Our spirit might be the mutual cause out of which our qualities spring, but it isn't necessarily. It could be a collective effect of our qualities, but it isn't necessarily. It could be a cause in some Marines, and an effect in others. The only thing that matters is that we're together. Sorry, gay again. I mean this spirit is what makes people say, "I think I'll join the Marines today." And when they do, they kick ass, they nip buds and take names, they perpetuate our Corps's reputation, and that reputation causes the next generation of quirky individuals to say, "I think I'll join the Marines today."

So the Corps is kept alive by this ruthless cycle of reputation and quirk-self-selection. The quirk is nothing special, some part of our instinct for self-preservation is missing. But the ruthless cycle pulls it up out of society and makes it meaningful. In a situation where a normal person would say, "Egads! Enemy fire!" someone with the quirk would say, "Shoot at me, will you? Why, I oughtta..." Recall how psychology applies to terrorists, kids, and puppies. But it doesn't apply to us. We don't get discouraged when the enemy shoots back at us.

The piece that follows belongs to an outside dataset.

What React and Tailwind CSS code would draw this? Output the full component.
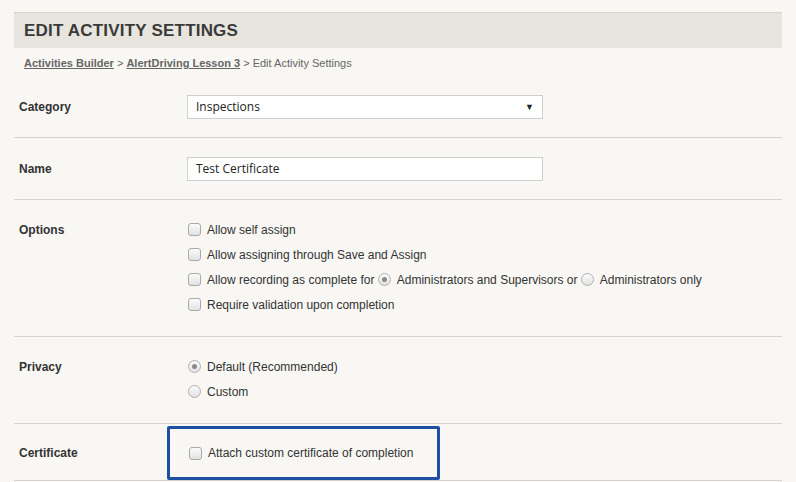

When joining the military, everyone has a decision to make. Do they want a nice job in the Army with education for the future, or do they want to kill our nation's enemies? The latter might seem like the more rational choice, given that they're joining the military in the first place, but it really isn't. Putting yourself in harm's way is a pretty irrational thing to do. And so most people go Army. That's what makes the Marines our nation's self-selected infantry force. We want to fight. That's 99.9% of what makes a formidable force. We want to put holes in the unholy, evicerate the evil, scorch the scum, crush the corrupt, assassinate the assholish, shave the depraved, immolate the immoral, flatten the flatulent, debone the debauched, ignite the sodomites, extinguish the gomorrish, slander the satanic, murder the insurgers, kill the shrill, rile the vile, vaporize the vicious, mow down the low down and weed wack the wicked.

So why am I trying to analyze the spirit of the Marine Corps in evolutionary language? Because I'm a fucking badass, that's why. No, I's just thinking how funny it was how I hear Marines say, "Hell yeah I'm getting deployed!" and, "God damn it, when am I getting deployed?" And stories like these are extremely common, where insurgents specifically avoid Marines, and Marines almost sound relieved when they finally get to fight. We're crazy, and that's not bravado. We've got brain problems.